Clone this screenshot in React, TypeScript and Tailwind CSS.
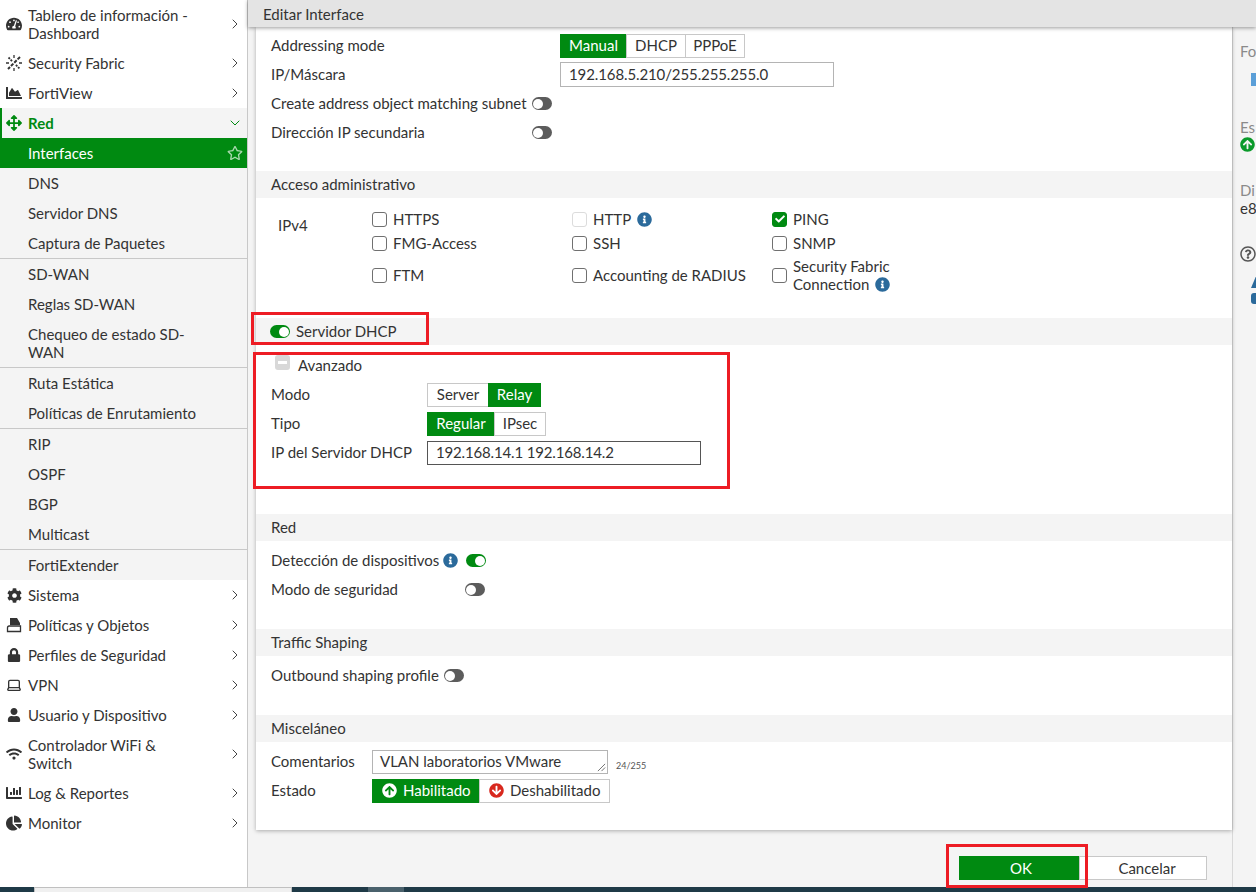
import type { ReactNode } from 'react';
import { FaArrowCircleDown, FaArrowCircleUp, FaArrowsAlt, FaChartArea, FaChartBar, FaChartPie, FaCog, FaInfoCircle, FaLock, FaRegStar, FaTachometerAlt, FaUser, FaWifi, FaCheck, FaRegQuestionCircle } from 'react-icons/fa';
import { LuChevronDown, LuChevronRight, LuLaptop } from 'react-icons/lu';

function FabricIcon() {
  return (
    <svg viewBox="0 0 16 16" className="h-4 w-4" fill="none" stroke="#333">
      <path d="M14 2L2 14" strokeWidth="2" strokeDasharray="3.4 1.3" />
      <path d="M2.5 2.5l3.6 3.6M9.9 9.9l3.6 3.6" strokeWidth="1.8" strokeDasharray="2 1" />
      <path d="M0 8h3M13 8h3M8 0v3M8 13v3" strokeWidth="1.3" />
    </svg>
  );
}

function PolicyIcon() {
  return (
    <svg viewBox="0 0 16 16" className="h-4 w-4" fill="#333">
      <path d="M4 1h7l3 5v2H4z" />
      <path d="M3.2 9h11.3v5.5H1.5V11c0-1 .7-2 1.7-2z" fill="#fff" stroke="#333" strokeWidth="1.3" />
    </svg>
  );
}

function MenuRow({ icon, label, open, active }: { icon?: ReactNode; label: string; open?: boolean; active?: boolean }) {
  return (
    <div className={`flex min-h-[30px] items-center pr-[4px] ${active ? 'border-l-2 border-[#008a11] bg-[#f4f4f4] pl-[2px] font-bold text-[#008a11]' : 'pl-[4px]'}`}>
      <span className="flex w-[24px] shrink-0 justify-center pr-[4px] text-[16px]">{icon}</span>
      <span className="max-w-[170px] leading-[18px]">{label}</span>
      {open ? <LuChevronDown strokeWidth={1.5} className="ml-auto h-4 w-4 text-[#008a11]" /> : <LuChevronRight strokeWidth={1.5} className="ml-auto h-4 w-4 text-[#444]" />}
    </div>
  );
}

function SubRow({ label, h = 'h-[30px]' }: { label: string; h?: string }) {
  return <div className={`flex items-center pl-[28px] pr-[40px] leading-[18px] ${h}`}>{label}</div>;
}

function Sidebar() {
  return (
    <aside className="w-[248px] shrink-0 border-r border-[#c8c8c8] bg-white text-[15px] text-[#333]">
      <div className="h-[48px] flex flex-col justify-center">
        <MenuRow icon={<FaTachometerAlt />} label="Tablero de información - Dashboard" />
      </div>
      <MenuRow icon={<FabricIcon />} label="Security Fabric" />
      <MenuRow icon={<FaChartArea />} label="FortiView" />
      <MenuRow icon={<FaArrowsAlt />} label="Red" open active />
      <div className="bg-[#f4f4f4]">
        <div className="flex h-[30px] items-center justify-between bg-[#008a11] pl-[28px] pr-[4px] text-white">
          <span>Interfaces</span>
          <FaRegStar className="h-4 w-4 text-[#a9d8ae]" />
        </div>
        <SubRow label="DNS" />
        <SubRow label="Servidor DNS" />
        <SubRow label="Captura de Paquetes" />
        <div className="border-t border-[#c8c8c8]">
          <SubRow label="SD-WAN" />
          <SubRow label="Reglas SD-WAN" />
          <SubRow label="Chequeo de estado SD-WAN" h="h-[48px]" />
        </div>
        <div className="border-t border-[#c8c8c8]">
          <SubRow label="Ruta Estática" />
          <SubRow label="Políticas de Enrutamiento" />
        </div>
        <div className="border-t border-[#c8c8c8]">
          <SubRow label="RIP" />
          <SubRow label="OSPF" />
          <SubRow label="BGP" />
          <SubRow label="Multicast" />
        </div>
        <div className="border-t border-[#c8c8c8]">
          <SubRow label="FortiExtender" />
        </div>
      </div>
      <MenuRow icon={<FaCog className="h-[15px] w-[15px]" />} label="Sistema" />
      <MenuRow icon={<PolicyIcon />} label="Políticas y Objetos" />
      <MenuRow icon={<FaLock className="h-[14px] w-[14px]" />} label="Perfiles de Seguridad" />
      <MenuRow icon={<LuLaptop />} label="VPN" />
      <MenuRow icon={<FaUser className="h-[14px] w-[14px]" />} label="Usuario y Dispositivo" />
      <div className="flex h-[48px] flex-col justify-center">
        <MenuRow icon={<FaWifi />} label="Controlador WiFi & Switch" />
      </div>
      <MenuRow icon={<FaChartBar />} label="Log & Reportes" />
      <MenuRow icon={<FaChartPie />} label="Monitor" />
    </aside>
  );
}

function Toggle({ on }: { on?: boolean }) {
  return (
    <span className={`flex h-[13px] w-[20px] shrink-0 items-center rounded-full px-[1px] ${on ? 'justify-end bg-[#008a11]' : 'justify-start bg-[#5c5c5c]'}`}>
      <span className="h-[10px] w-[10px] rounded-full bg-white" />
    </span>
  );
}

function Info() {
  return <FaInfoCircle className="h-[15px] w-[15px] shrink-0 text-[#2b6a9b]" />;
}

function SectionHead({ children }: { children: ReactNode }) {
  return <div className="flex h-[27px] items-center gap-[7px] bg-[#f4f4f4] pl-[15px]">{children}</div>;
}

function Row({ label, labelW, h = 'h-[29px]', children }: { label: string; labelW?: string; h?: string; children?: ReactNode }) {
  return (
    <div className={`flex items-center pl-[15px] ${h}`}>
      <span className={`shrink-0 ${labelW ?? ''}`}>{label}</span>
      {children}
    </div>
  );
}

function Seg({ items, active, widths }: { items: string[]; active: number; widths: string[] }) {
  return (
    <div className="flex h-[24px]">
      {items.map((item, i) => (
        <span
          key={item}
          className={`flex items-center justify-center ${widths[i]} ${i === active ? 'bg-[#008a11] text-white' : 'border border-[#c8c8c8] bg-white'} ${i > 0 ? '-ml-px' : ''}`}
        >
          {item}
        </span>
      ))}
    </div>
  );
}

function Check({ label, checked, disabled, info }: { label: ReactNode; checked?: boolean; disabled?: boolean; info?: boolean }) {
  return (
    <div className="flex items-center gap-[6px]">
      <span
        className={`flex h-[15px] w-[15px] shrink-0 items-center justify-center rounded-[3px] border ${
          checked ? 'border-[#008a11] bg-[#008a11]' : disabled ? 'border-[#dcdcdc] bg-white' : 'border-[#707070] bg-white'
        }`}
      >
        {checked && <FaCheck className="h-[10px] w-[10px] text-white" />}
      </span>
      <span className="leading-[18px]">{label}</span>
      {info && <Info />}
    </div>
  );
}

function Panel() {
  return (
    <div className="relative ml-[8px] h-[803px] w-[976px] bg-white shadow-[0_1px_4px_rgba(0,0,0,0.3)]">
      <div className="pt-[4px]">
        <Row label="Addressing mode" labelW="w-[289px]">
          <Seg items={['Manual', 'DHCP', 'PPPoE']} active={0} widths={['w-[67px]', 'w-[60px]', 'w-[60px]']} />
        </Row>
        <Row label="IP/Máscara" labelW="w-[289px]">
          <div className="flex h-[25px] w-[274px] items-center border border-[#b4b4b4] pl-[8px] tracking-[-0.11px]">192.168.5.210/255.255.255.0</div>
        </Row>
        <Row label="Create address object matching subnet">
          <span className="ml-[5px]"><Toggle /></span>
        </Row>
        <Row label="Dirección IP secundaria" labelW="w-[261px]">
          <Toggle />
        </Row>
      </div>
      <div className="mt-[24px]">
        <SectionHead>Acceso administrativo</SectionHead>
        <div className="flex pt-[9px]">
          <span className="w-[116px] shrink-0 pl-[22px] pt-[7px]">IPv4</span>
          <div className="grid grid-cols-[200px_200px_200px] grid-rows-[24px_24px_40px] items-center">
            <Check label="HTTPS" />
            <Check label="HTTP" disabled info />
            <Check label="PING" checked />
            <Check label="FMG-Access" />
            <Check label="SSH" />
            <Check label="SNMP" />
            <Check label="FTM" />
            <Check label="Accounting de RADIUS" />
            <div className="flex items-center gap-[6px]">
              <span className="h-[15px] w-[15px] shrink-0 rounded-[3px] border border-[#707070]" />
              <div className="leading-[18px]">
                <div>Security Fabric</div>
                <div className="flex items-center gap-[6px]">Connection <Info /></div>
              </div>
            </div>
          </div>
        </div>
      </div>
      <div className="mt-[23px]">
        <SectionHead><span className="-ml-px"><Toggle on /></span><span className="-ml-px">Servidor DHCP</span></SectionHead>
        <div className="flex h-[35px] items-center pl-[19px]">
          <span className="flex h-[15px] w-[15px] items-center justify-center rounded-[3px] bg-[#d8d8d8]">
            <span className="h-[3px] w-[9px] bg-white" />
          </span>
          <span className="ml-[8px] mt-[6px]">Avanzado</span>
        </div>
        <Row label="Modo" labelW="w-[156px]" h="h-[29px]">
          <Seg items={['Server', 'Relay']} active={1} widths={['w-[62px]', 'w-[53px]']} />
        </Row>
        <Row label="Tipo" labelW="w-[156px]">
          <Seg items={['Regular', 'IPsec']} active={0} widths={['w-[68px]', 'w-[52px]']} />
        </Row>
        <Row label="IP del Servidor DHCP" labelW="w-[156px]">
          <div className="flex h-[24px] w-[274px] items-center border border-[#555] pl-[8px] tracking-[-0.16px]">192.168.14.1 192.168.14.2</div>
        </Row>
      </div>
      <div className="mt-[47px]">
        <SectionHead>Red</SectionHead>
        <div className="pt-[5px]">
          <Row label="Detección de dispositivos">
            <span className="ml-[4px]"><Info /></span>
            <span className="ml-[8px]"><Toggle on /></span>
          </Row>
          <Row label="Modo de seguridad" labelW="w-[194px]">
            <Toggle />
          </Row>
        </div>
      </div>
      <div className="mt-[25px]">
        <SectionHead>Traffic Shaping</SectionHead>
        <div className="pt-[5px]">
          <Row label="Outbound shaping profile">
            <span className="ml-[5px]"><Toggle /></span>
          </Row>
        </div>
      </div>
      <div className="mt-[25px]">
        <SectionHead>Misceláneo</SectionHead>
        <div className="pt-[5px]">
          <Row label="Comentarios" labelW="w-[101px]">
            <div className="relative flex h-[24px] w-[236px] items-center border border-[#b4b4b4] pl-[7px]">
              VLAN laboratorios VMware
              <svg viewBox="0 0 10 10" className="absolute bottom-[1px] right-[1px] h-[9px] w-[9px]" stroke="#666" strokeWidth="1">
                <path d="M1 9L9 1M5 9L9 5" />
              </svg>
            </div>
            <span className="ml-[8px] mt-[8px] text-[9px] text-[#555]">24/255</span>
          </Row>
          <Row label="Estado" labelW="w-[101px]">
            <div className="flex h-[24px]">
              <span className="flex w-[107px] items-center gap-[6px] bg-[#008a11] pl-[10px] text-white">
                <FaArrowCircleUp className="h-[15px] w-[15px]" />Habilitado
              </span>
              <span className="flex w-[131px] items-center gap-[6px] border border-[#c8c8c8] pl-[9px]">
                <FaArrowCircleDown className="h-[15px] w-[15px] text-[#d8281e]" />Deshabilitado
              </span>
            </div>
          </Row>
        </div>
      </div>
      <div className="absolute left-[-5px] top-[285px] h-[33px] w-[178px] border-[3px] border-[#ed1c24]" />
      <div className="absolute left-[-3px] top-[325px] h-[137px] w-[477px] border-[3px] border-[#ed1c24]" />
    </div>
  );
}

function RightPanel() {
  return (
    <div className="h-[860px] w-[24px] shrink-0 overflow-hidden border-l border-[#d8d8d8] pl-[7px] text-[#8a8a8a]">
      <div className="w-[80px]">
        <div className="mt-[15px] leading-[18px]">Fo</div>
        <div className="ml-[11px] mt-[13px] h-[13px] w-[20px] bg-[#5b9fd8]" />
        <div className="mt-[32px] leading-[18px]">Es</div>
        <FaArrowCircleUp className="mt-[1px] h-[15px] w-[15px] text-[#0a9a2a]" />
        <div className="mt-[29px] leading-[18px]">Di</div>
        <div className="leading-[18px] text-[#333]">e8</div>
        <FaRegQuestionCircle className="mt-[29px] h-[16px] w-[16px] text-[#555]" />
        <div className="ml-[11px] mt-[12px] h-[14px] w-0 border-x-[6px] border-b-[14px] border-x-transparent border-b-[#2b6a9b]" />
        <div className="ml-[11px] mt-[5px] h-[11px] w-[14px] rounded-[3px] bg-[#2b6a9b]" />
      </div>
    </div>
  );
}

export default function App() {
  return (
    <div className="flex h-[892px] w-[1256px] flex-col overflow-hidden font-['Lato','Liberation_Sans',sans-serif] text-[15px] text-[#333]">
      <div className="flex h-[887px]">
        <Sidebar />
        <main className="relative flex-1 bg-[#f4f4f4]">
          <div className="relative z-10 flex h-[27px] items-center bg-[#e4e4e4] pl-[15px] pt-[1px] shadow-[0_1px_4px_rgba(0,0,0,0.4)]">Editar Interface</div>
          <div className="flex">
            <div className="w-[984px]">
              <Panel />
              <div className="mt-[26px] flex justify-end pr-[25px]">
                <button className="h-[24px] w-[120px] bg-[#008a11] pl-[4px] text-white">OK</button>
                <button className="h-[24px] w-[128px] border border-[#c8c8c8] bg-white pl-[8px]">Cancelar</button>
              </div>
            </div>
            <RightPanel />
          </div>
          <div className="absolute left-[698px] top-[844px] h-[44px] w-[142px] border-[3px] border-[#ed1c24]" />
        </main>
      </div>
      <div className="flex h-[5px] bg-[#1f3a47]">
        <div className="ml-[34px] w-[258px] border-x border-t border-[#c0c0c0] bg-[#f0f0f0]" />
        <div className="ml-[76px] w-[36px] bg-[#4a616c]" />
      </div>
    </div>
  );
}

» Written task:
Return only the lines from the start of the data through the line that contains "LuChevronDown, LuChevronRight, LuLaptop", please, copying them exactly and omitting all pictures.

» Reply to the exercise:
Clone this screenshot in React, TypeScript and Tailwind CSS.
import type { ReactNode } from 'react';
import { FaArrowCircleDown, FaArrowCircleUp, FaArrowsAlt, FaChartArea, FaChartBar, FaChartPie, FaCog, FaInfoCircle, FaLock, FaRegStar, FaTachometerAlt, FaUser, FaWifi, FaCheck, FaRegQuestionCircle } from 'react-icons/fa';
import { LuChevronDown, LuChevronRight, LuLaptop } from 'react-icons/lu';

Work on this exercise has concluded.